Behavioral discipline and rebalancing rules

Behavioral discipline matters because political news can trigger recency bias. Investors who reduce equity exposure after a headline may miss the rebound. A scheduled rebalancing plan, such as quarterly or semi annual, keeps allocations aligned with targets. Rebalancing also forces investors to buy low and sell high, capturing volatility instead of fearing it. In periods of political stress, a predefined rule like rebalancing when an asset class drifts more than 5 percentage points can be more effective than making discretionary calls.

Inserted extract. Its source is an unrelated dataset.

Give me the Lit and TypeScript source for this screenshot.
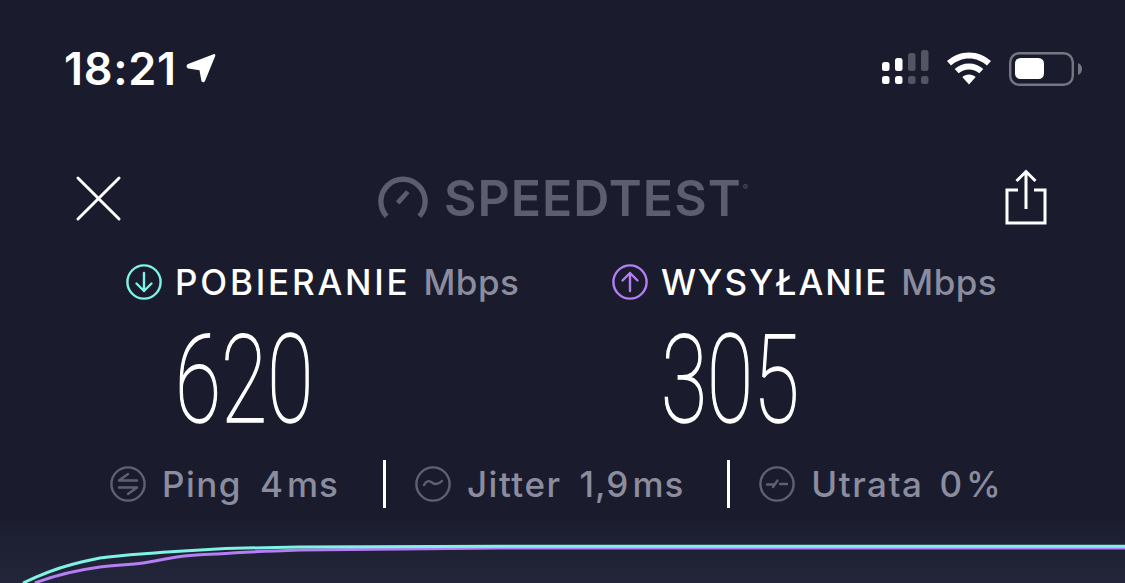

Global diversification and policy divergence

Political risk is not limited to one country. A domestic election can be offset by global growth or by sectors that are less sensitive to local policy. Average investors can reduce concentration risk by diversifying across regions and industries. International equities and global bond funds provide exposure to different policy regimes and economic cycles. Diversification does not remove risk, but it reduces the chance that a single policy event derails long term outcomes. This is especially relevant for retirement accounts where the horizon can be decades.

Common mistakes to avoid

  • Overstating the impact of a single election and abandoning a long term plan.
  • Ignoring valuation and fundamentals while focusing only on political headlines.
  • Reducing equity exposure without a defined re entry strategy.
  • Suspending contributions during volatility, which lowers long term compounding.
  • Making large allocation changes that conflict with risk capacity and cash needs.

Conclusion

A political calculations blog adds value when it converts noisy information into structured decisions. The average investor allocation to equities should reflect age, time horizon, and risk capacity first, with political considerations acting as a modest adjustment rather than a complete overhaul. By using clear inputs and referencing public data, investors can make allocation choices that are durable across administrations. The result is a portfolio that is resilient, diversified, and aligned with long term goals.